-- Begin --

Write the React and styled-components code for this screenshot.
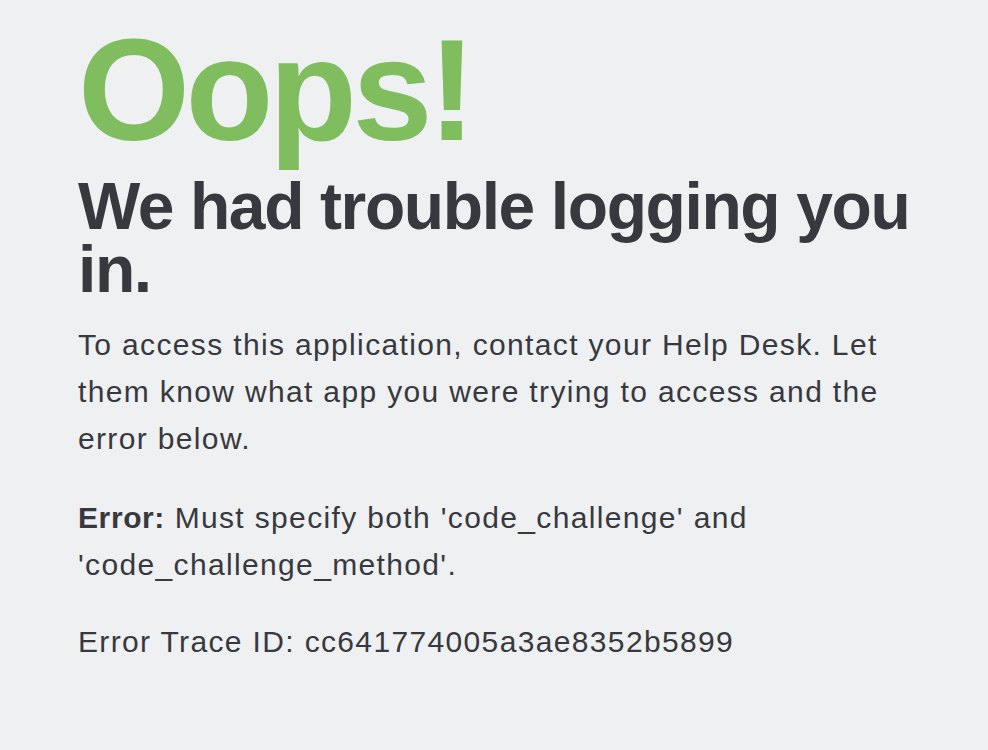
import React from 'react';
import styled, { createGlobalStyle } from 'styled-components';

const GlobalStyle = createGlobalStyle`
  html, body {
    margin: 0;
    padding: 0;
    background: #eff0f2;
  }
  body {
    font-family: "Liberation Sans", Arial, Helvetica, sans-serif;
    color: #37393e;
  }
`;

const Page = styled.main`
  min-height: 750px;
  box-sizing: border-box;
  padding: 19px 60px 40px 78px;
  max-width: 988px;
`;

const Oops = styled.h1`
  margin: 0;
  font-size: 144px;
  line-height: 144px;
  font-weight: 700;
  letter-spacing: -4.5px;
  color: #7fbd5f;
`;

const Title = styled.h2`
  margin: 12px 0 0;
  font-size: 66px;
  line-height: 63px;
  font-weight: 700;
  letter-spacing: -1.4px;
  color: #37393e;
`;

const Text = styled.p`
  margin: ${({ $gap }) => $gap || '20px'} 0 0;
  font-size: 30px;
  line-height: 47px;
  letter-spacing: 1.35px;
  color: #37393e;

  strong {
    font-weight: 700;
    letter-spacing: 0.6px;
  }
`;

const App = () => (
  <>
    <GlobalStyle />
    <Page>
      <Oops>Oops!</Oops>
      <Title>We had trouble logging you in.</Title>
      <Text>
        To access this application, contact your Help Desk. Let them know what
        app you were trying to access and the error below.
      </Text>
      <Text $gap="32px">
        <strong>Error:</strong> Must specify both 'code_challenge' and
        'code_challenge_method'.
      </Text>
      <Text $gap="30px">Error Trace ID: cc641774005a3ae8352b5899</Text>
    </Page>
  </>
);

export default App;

-- End --

What you have to do.
Every line above should be repeated exactly; pictures stay out of the copy.

Reply to the task.
Write the React and styled-components code for this screenshot.
import React from 'react';
import styled, { createGlobalStyle } from 'styled-components';

const GlobalStyle = createGlobalStyle`
  html, body {
    margin: 0;
    padding: 0;
    background: #eff0f2;
  }
  body {
    font-family: "Liberation Sans", Arial, Helvetica, sans-serif;
    color: #37393e;
  }
`;

const Page = styled.main`
  min-height: 750px;
  box-sizing: border-box;
  padding: 19px 60px 40px 78px;
  max-width: 988px;
`;

const Oops = styled.h1`
  margin: 0;
  font-size: 144px;
  line-height: 144px;
  font-weight: 700;
  letter-spacing: -4.5px;
  color: #7fbd5f;
`;

const Title = styled.h2`
  margin: 12px 0 0;
  font-size: 66px;
  line-height: 63px;
  font-weight: 700;
  letter-spacing: -1.4px;
  color: #37393e;
`;

const Text = styled.p`
  margin: ${({ $gap }) => $gap || '20px'} 0 0;
  font-size: 30px;
  line-height: 47px;
  letter-spacing: 1.35px;
  color: #37393e;

  strong {
    font-weight: 700;
    letter-spacing: 0.6px;
  }
`;

const App = () => (
  <>
    <GlobalStyle />
    <Page>
      <Oops>Oops!</Oops>
      <Title>We had trouble logging you in.</Title>
      <Text>
        To access this application, contact your Help Desk. Let them know what
        app you were trying to access and the error below.
      </Text>
      <Text $gap="32px">
        <strong>Error:</strong> Must specify both 'code_challenge' and
        'code_challenge_method'.
      </Text>
      <Text $gap="30px">Error Trace ID: cc641774005a3ae8352b5899</Text>
    </Page>
  </>
);

export default App;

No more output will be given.